— start —
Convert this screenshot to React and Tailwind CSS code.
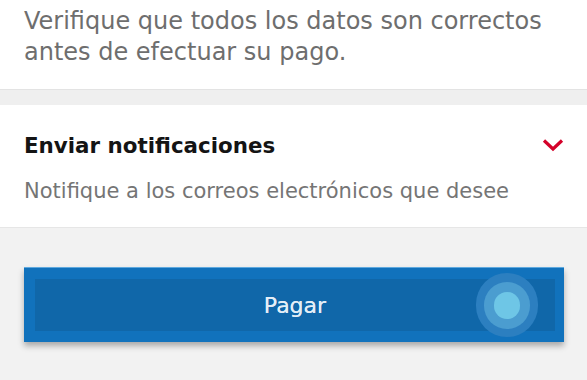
import React from "react";

export default function App() {
  return (
    <div className="w-[587px] h-[380px] overflow-hidden bg-[#f2f2f2] font-['DejaVu_Sans','Roboto',sans-serif]">
      {/* Intro */}
      <div className="bg-white pt-[6px] pb-[21px] px-6">
        <p className="text-[24px] leading-[31px] text-[#6e6e6e]">
          Verifique que todos los datos son correctos antes de efectuar su pago.
        </p>
      </div>

      {/* Separator band */}
      <div className="h-[16px] bg-[#efefef] border-t border-[#e3e3e3]" />

      {/* Notifications */}
      <div className="bg-white pt-[27px] pb-[22px] px-6">
        <div className="flex items-center justify-between h-[28px]">
          <span className="text-[21.4px] leading-[28px] font-bold text-[#141414]">
            Enviar notificaciones
          </span>
          <svg width="22" height="14" viewBox="0 0 22 14" className="mr-[-1px] mt-[-3px]">
            <path d="M2 2.5 L11 11 L20 2.5" fill="none" stroke="#d4022a" strokeWidth="3.2" />
          </svg>
        </div>
        <p className="mt-[17px] text-[21px] leading-[28px] text-[#757575]">
          Notifique a los correos electrónicos que desee
        </p>
      </div>

      {/* Pay */}
      <div className="border-t border-[#e6e6e6] pt-[39px] pl-6 pr-[23px]">
        <button className="relative w-full h-[75px] bg-[#1172bc] p-[12px_9px_11px_11px] shadow-[inset_0_1px_0_#5fa9de,0_4px_6px_rgba(0,0,0,0.3)]">
          <div className="relative h-full bg-[#1067a9] flex items-center justify-center">
            <span className="text-[22px] text-[#e3eef7] [text-shadow:0_0_0.4px_#e3eef7]">Pagar</span>
            <div className="absolute left-[441px] top-[-6px] w-[62px] h-[64px] rounded-full bg-[#2c7fc0] flex items-center justify-center">
              <div className="w-[46px] h-[47px] rounded-full bg-[#4b9dd0] flex items-center justify-center">
                <div className="w-[26px] h-[27px] rounded-full bg-[#6ec6e6]" />
              </div>
            </div>
          </div>
        </button>
      </div>
    </div>
  );
}
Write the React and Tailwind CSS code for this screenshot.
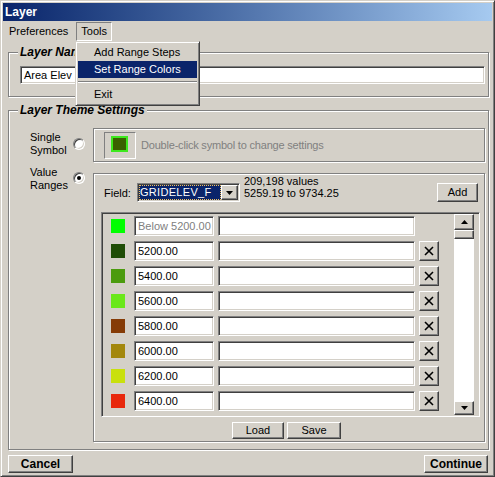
import React from "react";

const F = "font-['Liberation_Sans',Arial,sans-serif]";
const raised =
  "bg-[#d4d0c8] border border-t-white border-l-white border-r-[#404040] border-b-[#404040] shadow-[inset_-1px_-1px_0_#808080]";
const sunken =
  "bg-white border border-t-[#808080] border-l-[#808080] border-r-white border-b-white shadow-[inset_1px_1px_0_#404040,inset_-1px_-1px_0_#d4d0c8]";
const etched = "border border-[#808080] shadow-[inset_1px_1px_0_#fff,1px_1px_0_#fff]";

const rows = [
  { c: "bg-[#00ff00]", v: "Below 5200.00", first: true },
  { c: "bg-[#1f4d06]", v: "5200.00" },
  { c: "bg-[#4b9b0e]", v: "5400.00" },
  { c: "bg-[#6ae81a]", v: "5600.00" },
  { c: "bg-[#853b06]", v: "5800.00" },
  { c: "bg-[#a3870c]", v: "6000.00" },
  { c: "bg-[#c9e00c]", v: "6200.00" },
  { c: "bg-[#e8280c]", v: "6400.00" },
  { c: "bg-[#d4d0c8]", v: "" },
];

function Radio({ checked }) {
  return (
    <div className="w-[12px] h-[12px] rounded-full bg-white border border-t-[#808080] border-l-[#808080] border-r-white border-b-white shadow-[inset_1px_1px_0_#404040,inset_-1px_-1px_0_#d4d0c8] flex items-center justify-center shrink-0">
      {checked && <div className="w-[4px] h-[4px] rounded-full bg-black" />}
    </div>
  );
}

function XIcon() {
  return (
    <svg width="10" height="10" viewBox="0 0 10 10">
      <path d="M1 1 L9 9 M9 1 L1 9" stroke="#000" strokeWidth="1.6" fill="none" />
    </svg>
  );
}

function Tri({ up }) {
  return (
    <svg width="7" height="4" viewBox="0 0 7 4">
      {up ? <path d="M3.5 0 L7 4 L0 4 Z" fill="#000" /> : <path d="M0 0 L7 0 L3.5 4 Z" fill="#000" />}
    </svg>
  );
}

export default function App() {
  return (
    <div
      className={`w-[495px] h-[477px] bg-[#d4d0c8] border border-t-[#d4d0c8] border-l-[#d4d0c8] border-r-[#404040] border-b-[#404040] shadow-[inset_1px_1px_0_#fff,inset_-1px_-1px_0_#808080] p-[2px] flex flex-col relative text-[11px] leading-[13px] text-black overflow-hidden ${F}`}
    >
      {/* Title bar */}
      <div className="h-[18px] shrink-0 bg-gradient-to-r from-[#0a246a] to-[#a6caf0] flex items-center pl-[2px] text-white font-bold text-[12px]">
        Layer
      </div>

      {/* Menu bar */}
      <div className="h-[20px] shrink-0 flex items-end">
        <div className="px-[6px] h-[19px] flex items-center">Preferences</div>
        <div className="ml-[2px] px-[4px] h-[19px] flex items-center border border-t-[#808080] border-l-[#808080] border-r-white border-b-white">
          Tools
        </div>
      </div>

      {/* Layer Name group */}
      <div className={`relative mt-[11px] ml-[5px] mr-[3px] h-[45px] shrink-0 ${etched} pt-[13px] pl-[11px] pr-[3px]`}>
        <span className="absolute left-[9px] top-[-8px] px-[2px] bg-[#d4d0c8] font-bold italic text-[12px] leading-[14px]">
          Layer Name
        </span>
        <div className={`h-[18px] ${sunken} flex items-center pl-[3px]`}>Area Elev</div>
      </div>

      {/* Layer Theme Settings group */}
      <div className={`relative mt-[13px] ml-[5px] mr-[3px] shrink-0 ${etched} pt-[17px] pb-[7px] pr-[3px]`}>
        <span className="absolute left-[9px] top-[-8px] px-[2px] bg-[#d4d0c8] font-bold italic text-[12px] leading-[14px]">
          Layer Theme Settings
        </span>

        {/* Single symbol row */}
        <div className="flex items-center pl-[21px]">
          <div className="w-[43px] leading-[13px] mt-[-2px]">
            Single
            <br />
            Symbol
          </div>
          <div className="mt-[-2px]">
            <Radio />
          </div>
          <div className={`ml-[8px] flex-1 h-[34px] ${etched} flex items-center pl-[10px]`}>
            <div className="w-[32px] h-[27px] border border-t-[#808080] border-l-[#808080] border-r-white border-b-white flex items-center justify-center">
              <div className="w-[17px] h-[16px] bg-[#3a6000] border-2 border-[#3ee81e] mt-[-3px] mr-[1px]" />
            </div>
            <div className="ml-[5px] text-[#808080] tracking-[-0.2px]">Double-click symbol to change settings</div>
          </div>
        </div>

        {/* Value ranges row */}
        <div className="flex items-start pl-[21px] mt-[11px]">
          <div className="w-[43px] leading-[13px] mt-[-7px]">
            Value
            <br />
            Ranges
          </div>
          <div className="mt-[-1px]">
            <Radio checked />
          </div>
          <div className={`ml-[8px] flex-1 ${etched} flex flex-col`}>
            {/* header */}
            <div className="flex items-start pt-[1px] pl-[10px] pr-[6px]">
              <div className="mt-[12px] leading-[12px] w-[33px]">Field:</div>
              <div className={`mt-[8px] w-[103px] h-[19px] ${sunken} flex items-center pl-[1px] pr-[1px]`}>
                <div className="flex-1 h-[15px] bg-[#0a246a] text-white text-[11px] tracking-[0.3px] leading-[15px] pl-[1px] outline outline-1 outline-dotted outline-[#f0c060] -outline-offset-1 overflow-hidden whitespace-nowrap">
                  GRIDELEV_F
                </div>
                <div className={`w-[17px] h-[15px] ${raised} flex items-center justify-center`}>
                  <Tri />
                </div>
              </div>
              <div className="ml-[4px] leading-[12px]">
                209,198 values
                <br />
                5259.19 to 9734.25
              </div>
              <div className={`ml-auto mt-[8px] w-[41px] h-[19px] ${raised} flex items-center justify-center`}>Add</div>
            </div>

            {/* List frame */}
            <div className="ml-[7px] mr-[4px] mt-[10px] h-[205px] border border-t-[#808080] border-l-[#808080] border-r-white border-b-white shadow-[inset_1px_1px_0_#404040,inset_-1px_-1px_0_#d4d0c8] flex overflow-hidden">
              <div className="flex-1 flex flex-col gap-[5px] pt-[3px] pl-[9px] overflow-hidden">
                {rows.map((r, i) => (
                  <div key={i} className="flex items-center h-[20px] shrink-0">
                    <div className={`w-[14px] h-[14px] ${r.c}`} />
                    <div
                      className={`ml-[9px] w-[80px] h-[20px] ${sunken} flex items-center pl-[3px] ${
                        r.first ? "text-[#808080]" : "text-black"
                      }`}
                    >
                      {r.v}
                    </div>
                    <div className={`ml-[4px] w-[197px] h-[20px] ${sunken}`} />
                    {!r.first && (
                      <div className={`ml-[4px] w-[20px] h-[20px] ${raised} flex items-center justify-center`}>
                        <XIcon />
                      </div>
                    )}
                  </div>
                ))}
              </div>
              {/* scrollbar */}
              <div className="w-[20px] mr-[5px] mt-[1px] mb-[1px] flex flex-col bg-white">
                <div className={`h-[16px] shrink-0 ${raised} flex items-center justify-center`}>
                  <Tri up />
                </div>
                <div className={`h-[9px] shrink-0 ${raised}`} />
                <div className="flex-1 bg-white" />
                <div className={`h-[14px] shrink-0 ${raised} flex items-center justify-center`}>
                  <Tri />
                </div>
              </div>
            </div>

            {/* Load / Save */}
            <div className="flex justify-center gap-[3px] mt-[5px] mb-[2px] pr-[5px]">
              <div className={`w-[52px] h-[17px] ${raised} flex items-center justify-center`}>Load</div>
              <div className={`w-[54px] h-[17px] ${raised} flex items-center justify-center`}>Save</div>
            </div>
          </div>
        </div>
      </div>

      {/* Bottom buttons */}
      <div className="flex justify-between mt-[5px] ml-[5px] mr-[4px]">
        <div className={`w-[65px] h-[18px] ${raised} flex items-center justify-center font-bold text-[12px]`}>Cancel</div>
        <div className={`w-[64px] h-[18px] ${raised} flex items-center justify-center font-bold text-[12px]`}>Continue</div>
      </div>

      {/* Dropdown menu */}
      <div className="absolute left-[74px] top-[40px] w-[125px] bg-[#d4d0c8] border border-t-[#d4d0c8] border-l-[#d4d0c8] border-r-[#404040] border-b-[#404040] shadow-[inset_1px_1px_0_#fff,inset_-1px_-1px_0_#808080] p-[1px] pt-[2px] pb-[2px]">
        <div className="h-[17px] flex items-center pl-[16px] ml-[1px] mr-[1px]">Add Range Steps</div>
        <div className="h-[17px] flex items-center pl-[16px] ml-[1px] mr-[1px] bg-[#0a246a] text-white">Set Range Colors</div>
        <div className="h-[8px] flex items-center mx-[1px]">
          <div className="w-full border-t border-t-[#808080] border-b border-b-white" />
        </div>
        <div className="h-[17px] flex items-center pl-[16px] ml-[1px] mr-[1px]">Exit</div>
      </div>
    </div>
  );
}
— end —
What you need to do –
Going over the lines above, work out how many include "code", then give only that number.

Answer in full –
2